>> START

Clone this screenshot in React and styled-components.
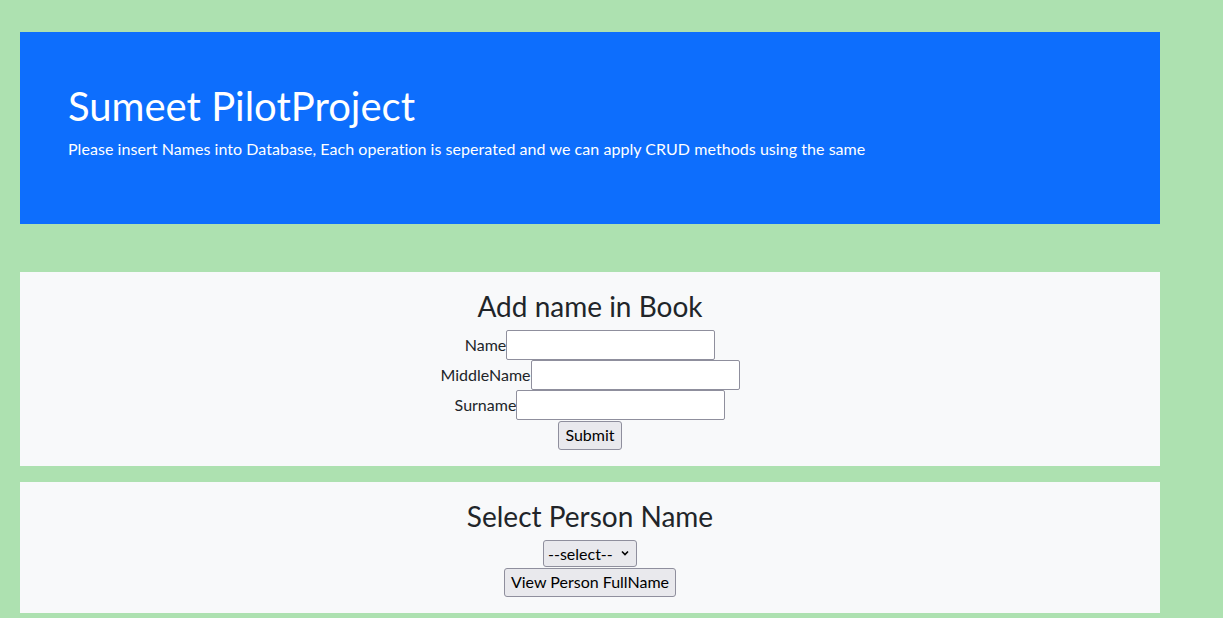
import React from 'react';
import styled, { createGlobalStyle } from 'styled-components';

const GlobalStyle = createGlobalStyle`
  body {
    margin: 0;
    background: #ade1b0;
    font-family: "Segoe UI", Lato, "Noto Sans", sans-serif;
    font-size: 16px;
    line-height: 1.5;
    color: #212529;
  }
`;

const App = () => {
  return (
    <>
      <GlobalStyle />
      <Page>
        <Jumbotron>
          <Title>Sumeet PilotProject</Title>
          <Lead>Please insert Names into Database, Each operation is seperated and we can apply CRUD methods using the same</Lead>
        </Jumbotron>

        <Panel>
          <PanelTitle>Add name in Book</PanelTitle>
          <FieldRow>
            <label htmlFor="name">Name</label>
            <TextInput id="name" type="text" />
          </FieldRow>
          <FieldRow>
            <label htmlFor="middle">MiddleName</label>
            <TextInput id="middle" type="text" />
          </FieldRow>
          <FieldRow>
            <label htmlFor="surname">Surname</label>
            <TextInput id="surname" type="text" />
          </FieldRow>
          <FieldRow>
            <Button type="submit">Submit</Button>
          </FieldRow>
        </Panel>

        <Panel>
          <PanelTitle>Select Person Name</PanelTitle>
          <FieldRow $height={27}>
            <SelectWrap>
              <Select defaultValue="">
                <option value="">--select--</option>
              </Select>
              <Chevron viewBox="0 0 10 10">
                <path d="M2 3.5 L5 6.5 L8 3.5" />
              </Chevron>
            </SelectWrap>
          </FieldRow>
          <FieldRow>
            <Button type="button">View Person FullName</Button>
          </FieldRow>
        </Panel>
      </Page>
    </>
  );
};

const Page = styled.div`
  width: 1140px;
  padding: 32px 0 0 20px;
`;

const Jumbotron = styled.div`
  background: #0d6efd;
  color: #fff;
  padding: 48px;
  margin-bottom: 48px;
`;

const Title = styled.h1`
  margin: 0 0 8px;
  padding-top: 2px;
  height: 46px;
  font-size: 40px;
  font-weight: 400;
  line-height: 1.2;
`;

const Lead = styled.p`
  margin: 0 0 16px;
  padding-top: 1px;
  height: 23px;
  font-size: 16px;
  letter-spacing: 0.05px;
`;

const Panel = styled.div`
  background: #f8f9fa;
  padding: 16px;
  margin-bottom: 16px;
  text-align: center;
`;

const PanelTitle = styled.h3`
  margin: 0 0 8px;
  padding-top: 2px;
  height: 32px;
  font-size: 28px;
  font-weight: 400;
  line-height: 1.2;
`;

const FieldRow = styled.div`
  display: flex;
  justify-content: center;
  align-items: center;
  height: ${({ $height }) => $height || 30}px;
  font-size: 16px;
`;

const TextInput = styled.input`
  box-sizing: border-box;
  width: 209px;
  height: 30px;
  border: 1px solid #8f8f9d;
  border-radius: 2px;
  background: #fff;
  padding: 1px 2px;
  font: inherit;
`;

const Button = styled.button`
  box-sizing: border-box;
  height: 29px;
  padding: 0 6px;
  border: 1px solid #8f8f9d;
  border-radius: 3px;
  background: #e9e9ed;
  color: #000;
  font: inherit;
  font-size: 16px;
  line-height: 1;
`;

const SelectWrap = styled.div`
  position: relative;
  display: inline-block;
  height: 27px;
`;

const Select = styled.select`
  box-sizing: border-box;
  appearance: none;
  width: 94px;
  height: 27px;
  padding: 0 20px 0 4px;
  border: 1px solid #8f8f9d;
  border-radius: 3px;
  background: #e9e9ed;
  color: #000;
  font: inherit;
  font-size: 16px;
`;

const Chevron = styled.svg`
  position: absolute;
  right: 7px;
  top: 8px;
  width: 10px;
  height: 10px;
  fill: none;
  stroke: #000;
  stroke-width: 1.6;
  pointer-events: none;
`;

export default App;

>> END

**WRITTEN REQUEST**
Leave the images out, please, and restate each line word for word.

**COMPLETED EXERCISE**
Clone this screenshot in React and styled-components.
import React from 'react';
import styled, { createGlobalStyle } from 'styled-components';

const GlobalStyle = createGlobalStyle`
  body {
    margin: 0;
    background: #ade1b0;
    font-family: "Segoe UI", Lato, "Noto Sans", sans-serif;
    font-size: 16px;
    line-height: 1.5;
    color: #212529;
  }
`;

const App = () => {
  return (
    <>
      <GlobalStyle />
      <Page>
        <Jumbotron>
          <Title>Sumeet PilotProject</Title>
          <Lead>Please insert Names into Database, Each operation is seperated and we can apply CRUD methods using the same</Lead>
        </Jumbotron>

        <Panel>
          <PanelTitle>Add name in Book</PanelTitle>
          <FieldRow>
            <label htmlFor="name">Name</label>
            <TextInput id="name" type="text" />
          </FieldRow>
          <FieldRow>
            <label htmlFor="middle">MiddleName</label>
            <TextInput id="middle" type="text" />
          </FieldRow>
          <FieldRow>
            <label htmlFor="surname">Surname</label>
            <TextInput id="surname" type="text" />
          </FieldRow>
          <FieldRow>
            <Button type="submit">Submit</Button>
          </FieldRow>
        </Panel>

        <Panel>
          <PanelTitle>Select Person Name</PanelTitle>
          <FieldRow $height={27}>
            <SelectWrap>
              <Select defaultValue="">
                <option value="">--select--</option>
              </Select>
              <Chevron viewBox="0 0 10 10">
                <path d="M2 3.5 L5 6.5 L8 3.5" />
              </Chevron>
            </SelectWrap>
          </FieldRow>
          <FieldRow>
            <Button type="button">View Person FullName</Button>
          </FieldRow>
        </Panel>
      </Page>
    </>
  );
};

const Page = styled.div`
  width: 1140px;
  padding: 32px 0 0 20px;
`;

const Jumbotron = styled.div`
  background: #0d6efd;
  color: #fff;
  padding: 48px;
  margin-bottom: 48px;
`;

const Title = styled.h1`
  margin: 0 0 8px;
  padding-top: 2px;
  height: 46px;
  font-size: 40px;
  font-weight: 400;
  line-height: 1.2;
`;

const Lead = styled.p`
  margin: 0 0 16px;
  padding-top: 1px;
  height: 23px;
  font-size: 16px;
  letter-spacing: 0.05px;
`;

const Panel = styled.div`
  background: #f8f9fa;
  padding: 16px;
  margin-bottom: 16px;
  text-align: center;
`;

const PanelTitle = styled.h3`
  margin: 0 0 8px;
  padding-top: 2px;
  height: 32px;
  font-size: 28px;
  font-weight: 400;
  line-height: 1.2;
`;

const FieldRow = styled.div`
  display: flex;
  justify-content: center;
  align-items: center;
  height: ${({ $height }) => $height || 30}px;
  font-size: 16px;
`;

const TextInput = styled.input`
  box-sizing: border-box;
  width: 209px;
  height: 30px;
  border: 1px solid #8f8f9d;
  border-radius: 2px;
  background: #fff;
  padding: 1px 2px;
  font: inherit;
`;

const Button = styled.button`
  box-sizing: border-box;
  height: 29px;
  padding: 0 6px;
  border: 1px solid #8f8f9d;
  border-radius: 3px;
  background: #e9e9ed;
  color: #000;
  font: inherit;
  font-size: 16px;
  line-height: 1;
`;

const SelectWrap = styled.div`
  position: relative;
  display: inline-block;
  height: 27px;
`;

const Select = styled.select`
  box-sizing: border-box;
  appearance: none;
  width: 94px;
  height: 27px;
  padding: 0 20px 0 4px;
  border: 1px solid #8f8f9d;
  border-radius: 3px;
  background: #e9e9ed;
  color: #000;
  font: inherit;
  font-size: 16px;
`;

const Chevron = styled.svg`
  position: absolute;
  right: 7px;
  top: 8px;
  width: 10px;
  height: 10px;
  fill: none;
  stroke: #000;
  stroke-width: 1.6;
  pointer-events: none;
`;

export default App;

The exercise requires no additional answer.